No one in the Nuggets front office claims to have all the answers, and they are all quick to deflect credit for the success they have had in the draft. There’s nothing all that remarkable about the way they have emphasized scouting, drafting, and developing international players. It’s a team effort.

“Everyone in the staff watches film. It’s not that one guy watches and everyone believes,” Karnisovas said. “They all get acquainted during the year. We have an international scout that gets most of the information, but all of the staff sees a guy live and watches multiple times on video. During the year, we all do power rankings. Having one scout watch and know about him makes it hard to rank a player.

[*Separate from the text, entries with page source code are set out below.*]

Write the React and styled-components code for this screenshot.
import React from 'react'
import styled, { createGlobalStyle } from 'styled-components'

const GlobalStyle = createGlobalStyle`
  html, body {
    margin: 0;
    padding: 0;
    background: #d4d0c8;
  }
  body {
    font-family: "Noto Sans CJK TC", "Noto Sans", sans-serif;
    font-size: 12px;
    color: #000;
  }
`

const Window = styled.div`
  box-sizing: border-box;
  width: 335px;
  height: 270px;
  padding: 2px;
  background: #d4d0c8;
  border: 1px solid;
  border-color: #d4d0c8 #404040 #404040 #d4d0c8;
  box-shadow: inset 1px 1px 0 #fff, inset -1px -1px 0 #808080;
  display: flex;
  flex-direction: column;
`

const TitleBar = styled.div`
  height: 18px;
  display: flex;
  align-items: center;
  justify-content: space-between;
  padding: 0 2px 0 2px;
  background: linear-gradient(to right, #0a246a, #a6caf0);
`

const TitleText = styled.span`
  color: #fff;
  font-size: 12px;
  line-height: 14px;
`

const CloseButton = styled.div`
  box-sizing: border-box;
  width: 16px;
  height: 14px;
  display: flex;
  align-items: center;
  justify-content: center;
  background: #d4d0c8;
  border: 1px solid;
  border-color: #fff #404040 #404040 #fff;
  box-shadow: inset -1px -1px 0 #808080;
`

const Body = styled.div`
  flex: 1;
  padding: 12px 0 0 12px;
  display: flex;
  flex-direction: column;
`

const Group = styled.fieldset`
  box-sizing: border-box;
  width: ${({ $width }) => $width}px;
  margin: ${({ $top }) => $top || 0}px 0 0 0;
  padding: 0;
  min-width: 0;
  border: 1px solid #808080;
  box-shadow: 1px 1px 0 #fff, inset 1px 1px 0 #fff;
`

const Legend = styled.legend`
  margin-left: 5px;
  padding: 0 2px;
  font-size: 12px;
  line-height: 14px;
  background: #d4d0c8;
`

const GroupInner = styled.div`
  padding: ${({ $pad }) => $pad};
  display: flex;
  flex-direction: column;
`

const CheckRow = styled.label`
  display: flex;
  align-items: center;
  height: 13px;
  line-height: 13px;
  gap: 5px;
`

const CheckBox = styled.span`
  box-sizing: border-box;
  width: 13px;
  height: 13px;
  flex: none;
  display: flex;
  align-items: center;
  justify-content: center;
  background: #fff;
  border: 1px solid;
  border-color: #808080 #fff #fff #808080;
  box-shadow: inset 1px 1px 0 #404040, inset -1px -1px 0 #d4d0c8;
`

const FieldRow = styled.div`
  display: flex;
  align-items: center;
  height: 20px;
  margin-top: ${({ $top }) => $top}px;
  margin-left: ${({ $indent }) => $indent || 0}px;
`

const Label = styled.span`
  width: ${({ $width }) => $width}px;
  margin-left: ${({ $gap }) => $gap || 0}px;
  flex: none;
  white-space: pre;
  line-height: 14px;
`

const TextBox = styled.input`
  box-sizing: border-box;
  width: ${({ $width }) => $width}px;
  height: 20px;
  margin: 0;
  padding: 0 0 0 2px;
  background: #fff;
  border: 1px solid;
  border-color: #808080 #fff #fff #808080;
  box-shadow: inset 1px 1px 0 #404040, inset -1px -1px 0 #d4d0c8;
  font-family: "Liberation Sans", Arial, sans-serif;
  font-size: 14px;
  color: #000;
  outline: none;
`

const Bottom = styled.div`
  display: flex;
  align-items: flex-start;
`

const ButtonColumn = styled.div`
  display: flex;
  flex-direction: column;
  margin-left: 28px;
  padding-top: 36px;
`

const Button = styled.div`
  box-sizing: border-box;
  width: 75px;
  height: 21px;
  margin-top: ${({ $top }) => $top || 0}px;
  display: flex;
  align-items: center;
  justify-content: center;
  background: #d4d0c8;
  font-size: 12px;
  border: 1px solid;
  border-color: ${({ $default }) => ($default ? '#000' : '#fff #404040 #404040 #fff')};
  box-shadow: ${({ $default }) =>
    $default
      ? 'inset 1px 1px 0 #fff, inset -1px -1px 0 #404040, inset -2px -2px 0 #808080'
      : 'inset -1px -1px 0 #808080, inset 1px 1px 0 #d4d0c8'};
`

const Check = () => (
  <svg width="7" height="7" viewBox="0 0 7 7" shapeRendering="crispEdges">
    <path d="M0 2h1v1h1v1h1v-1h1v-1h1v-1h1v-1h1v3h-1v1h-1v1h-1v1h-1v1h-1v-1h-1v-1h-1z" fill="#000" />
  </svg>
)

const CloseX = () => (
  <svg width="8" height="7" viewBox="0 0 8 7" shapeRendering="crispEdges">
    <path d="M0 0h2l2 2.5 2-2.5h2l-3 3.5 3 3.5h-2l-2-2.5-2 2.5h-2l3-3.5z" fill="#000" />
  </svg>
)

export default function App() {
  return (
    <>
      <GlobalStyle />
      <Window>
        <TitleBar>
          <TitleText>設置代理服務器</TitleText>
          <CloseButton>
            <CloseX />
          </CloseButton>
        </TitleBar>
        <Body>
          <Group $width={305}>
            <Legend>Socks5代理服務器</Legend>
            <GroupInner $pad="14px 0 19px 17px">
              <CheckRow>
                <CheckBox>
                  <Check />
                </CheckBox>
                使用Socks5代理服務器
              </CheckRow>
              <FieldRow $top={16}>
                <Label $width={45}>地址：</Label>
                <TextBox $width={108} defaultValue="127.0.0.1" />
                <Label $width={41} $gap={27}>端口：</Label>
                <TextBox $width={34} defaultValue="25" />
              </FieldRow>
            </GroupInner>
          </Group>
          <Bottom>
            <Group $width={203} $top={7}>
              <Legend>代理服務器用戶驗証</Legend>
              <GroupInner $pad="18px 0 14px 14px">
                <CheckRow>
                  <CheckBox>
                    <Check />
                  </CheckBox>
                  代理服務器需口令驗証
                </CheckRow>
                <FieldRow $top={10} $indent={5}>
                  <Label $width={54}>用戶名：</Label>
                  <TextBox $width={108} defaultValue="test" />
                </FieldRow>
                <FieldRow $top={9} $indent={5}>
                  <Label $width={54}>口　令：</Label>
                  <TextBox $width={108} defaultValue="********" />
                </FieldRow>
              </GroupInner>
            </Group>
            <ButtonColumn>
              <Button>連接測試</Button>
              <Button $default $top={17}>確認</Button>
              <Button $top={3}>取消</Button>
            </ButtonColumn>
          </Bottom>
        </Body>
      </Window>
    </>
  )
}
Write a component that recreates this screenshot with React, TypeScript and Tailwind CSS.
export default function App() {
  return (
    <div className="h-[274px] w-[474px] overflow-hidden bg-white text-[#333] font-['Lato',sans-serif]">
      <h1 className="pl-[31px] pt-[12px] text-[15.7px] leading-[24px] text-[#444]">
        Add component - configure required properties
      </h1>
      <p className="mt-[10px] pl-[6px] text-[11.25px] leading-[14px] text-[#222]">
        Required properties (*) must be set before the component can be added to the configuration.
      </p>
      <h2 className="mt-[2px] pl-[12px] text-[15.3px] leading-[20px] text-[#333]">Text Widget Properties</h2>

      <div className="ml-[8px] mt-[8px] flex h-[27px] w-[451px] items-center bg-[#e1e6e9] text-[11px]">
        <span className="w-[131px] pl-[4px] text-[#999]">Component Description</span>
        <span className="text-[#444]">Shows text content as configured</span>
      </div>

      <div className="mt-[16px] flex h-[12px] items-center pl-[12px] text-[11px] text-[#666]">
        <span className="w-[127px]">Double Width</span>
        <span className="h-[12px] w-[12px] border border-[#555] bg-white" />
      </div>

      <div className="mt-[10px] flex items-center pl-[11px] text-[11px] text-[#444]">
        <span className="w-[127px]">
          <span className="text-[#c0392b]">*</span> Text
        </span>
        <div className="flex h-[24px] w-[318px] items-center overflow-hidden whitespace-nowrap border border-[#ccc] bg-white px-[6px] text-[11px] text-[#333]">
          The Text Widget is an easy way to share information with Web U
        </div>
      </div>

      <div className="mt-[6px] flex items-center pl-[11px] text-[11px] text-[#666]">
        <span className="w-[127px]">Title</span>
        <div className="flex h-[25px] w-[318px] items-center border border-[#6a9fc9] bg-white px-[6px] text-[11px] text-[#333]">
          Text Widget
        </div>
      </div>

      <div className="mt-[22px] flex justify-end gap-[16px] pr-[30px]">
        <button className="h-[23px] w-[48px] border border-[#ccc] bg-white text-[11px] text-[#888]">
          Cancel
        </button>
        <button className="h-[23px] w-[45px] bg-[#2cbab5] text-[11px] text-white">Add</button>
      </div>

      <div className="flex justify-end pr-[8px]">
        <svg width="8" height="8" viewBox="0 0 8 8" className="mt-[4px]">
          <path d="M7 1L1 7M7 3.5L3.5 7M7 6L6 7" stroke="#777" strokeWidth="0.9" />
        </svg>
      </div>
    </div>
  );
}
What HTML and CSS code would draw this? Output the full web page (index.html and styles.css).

We make sure that all our staff is familiar.”

In a league where all 30 teams are furiously trying to get a leg up on each other in finding the next market inefficiency, it’s amazing how effective simply getting the basics right can be. The only conclusion to draw from what the Nuggets have done overseas is there is still free money lying on the ground, waiting to be picked up. Every team in the league could have had Jokic for nothing.

The Nuggets have been stuck in the middle of the NBA for the past few seasons, not good enough to make the playoffs and not bad enough to land a high pick. If they hadn’t been able to find players that other teams missed on in the draft, there would be little reason for hope in Denver. With all the money that is being invested in the sport, there’s still no substitute for scouts who can talk to the right people, ask the right questions, and make educated guesses about how young players will develop. Projecting what 18- to 21-year-old players will look like in five years is more art than science, and the Nuggets have reaped the rewards of employing people who have an eye for both.

“Somebody once told me, ‘Stats paint a picture, tape tells the story, and your eyes make you keep reading,’” Juc said.